- Your objective: Scan the material that follows. Copy every line containing the word "screenshot".

-- -- --

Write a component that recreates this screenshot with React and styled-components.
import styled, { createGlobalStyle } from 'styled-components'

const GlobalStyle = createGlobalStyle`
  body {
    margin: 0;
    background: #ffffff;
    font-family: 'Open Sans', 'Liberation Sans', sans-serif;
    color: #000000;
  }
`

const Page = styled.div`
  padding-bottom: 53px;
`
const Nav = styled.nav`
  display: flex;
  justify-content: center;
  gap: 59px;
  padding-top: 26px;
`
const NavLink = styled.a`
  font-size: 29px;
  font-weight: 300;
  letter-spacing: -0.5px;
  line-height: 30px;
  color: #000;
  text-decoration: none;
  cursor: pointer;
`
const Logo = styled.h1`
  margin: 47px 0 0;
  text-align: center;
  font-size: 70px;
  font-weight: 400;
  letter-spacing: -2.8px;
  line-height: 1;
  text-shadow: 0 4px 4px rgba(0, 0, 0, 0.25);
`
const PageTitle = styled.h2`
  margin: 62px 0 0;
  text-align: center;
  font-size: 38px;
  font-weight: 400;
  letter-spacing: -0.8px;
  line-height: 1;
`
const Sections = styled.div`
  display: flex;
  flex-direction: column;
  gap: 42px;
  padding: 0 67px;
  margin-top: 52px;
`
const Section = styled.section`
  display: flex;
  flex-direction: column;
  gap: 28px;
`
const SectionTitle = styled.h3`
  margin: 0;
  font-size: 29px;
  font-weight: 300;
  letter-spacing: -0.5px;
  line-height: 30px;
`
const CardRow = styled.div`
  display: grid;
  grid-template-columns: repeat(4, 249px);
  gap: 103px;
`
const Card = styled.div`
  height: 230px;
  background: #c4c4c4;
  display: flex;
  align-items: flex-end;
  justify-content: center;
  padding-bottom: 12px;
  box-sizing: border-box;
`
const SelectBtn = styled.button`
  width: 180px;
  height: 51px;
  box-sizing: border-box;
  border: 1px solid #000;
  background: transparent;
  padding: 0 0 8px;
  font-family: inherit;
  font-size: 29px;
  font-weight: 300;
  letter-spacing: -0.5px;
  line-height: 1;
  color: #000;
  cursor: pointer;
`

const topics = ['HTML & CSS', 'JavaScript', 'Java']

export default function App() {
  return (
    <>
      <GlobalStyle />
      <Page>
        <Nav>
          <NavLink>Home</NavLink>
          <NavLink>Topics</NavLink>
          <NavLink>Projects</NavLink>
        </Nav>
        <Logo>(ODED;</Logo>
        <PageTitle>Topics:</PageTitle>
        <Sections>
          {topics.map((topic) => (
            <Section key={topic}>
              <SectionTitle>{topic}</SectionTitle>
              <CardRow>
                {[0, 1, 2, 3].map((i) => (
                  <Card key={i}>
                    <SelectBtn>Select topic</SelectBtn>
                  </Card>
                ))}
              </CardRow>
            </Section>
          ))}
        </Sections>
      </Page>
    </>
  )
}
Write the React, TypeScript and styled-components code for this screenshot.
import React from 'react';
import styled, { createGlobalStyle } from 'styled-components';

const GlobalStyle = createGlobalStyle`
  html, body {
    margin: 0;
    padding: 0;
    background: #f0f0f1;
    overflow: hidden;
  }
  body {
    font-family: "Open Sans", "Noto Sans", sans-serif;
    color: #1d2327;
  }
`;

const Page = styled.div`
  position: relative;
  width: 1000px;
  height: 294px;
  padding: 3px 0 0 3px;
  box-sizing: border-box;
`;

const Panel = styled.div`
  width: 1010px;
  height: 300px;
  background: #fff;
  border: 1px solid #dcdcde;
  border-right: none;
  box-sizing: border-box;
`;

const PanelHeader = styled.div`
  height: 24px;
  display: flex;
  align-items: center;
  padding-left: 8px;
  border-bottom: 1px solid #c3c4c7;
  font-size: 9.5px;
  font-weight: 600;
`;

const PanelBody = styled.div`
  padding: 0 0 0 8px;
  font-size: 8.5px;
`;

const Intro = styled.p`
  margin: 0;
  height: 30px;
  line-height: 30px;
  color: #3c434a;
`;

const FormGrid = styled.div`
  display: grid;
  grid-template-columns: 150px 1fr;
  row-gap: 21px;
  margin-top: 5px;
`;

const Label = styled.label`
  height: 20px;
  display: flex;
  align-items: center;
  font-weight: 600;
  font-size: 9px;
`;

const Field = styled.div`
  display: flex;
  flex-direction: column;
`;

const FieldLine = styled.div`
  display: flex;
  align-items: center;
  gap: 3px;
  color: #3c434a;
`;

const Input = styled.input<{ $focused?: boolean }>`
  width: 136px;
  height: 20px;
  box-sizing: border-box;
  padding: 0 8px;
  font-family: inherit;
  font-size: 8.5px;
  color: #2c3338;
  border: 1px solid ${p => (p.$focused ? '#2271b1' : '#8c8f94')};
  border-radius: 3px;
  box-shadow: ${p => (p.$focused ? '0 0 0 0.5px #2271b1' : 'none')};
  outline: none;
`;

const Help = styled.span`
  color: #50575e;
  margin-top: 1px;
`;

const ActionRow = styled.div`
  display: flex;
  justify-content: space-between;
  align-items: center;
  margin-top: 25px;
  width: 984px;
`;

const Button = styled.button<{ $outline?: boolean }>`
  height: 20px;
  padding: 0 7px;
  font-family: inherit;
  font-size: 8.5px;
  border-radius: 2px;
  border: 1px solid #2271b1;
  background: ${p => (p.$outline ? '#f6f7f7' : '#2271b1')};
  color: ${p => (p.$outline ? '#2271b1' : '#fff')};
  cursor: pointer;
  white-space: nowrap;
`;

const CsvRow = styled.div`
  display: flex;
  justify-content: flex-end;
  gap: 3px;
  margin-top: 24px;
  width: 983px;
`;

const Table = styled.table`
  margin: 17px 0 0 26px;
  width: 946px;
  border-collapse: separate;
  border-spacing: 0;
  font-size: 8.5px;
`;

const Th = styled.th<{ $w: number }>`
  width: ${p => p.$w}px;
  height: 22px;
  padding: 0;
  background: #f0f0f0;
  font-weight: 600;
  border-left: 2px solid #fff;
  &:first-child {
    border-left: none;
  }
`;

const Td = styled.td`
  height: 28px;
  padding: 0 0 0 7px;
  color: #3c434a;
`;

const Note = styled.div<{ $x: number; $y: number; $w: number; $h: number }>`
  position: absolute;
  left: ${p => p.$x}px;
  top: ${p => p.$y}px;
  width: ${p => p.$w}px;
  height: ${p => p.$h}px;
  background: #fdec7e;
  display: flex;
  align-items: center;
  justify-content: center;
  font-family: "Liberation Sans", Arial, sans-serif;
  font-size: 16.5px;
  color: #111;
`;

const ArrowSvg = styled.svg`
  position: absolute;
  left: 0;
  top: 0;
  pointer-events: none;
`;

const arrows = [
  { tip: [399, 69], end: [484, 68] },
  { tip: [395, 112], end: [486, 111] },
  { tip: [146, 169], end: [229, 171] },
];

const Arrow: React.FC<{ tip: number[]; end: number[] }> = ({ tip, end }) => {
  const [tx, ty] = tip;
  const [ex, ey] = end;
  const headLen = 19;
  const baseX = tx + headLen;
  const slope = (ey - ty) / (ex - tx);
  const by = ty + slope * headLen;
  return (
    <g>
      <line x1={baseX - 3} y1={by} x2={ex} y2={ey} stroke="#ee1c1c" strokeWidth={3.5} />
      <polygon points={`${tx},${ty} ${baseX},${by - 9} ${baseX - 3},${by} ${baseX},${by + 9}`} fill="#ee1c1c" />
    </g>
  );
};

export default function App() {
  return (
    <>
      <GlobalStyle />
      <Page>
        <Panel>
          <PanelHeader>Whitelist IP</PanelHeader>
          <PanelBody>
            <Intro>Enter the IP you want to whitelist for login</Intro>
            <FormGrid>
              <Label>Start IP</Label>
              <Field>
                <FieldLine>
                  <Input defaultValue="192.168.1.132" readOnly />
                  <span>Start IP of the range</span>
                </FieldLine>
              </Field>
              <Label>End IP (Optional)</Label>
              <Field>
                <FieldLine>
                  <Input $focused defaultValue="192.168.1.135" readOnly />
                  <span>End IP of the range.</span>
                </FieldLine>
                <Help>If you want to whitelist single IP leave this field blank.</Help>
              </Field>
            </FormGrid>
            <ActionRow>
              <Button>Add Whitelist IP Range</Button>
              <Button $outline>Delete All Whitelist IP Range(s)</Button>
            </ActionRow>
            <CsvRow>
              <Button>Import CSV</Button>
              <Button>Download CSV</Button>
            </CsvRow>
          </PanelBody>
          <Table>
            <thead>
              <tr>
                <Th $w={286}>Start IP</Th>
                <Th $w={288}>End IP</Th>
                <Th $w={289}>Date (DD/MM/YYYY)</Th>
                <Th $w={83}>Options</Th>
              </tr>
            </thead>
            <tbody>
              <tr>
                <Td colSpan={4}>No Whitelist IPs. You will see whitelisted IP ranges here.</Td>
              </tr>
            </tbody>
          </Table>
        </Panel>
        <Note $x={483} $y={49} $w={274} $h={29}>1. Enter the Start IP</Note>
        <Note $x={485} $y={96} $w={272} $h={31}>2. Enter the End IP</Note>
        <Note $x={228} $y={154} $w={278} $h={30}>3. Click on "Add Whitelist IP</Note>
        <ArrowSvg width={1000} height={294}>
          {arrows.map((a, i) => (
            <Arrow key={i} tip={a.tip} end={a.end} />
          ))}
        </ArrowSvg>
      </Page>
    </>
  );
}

-- -- --

- Exercise answer:
Write a component that recreates this screenshot with React and styled-components.
Write the React, TypeScript and styled-components code for this screenshot.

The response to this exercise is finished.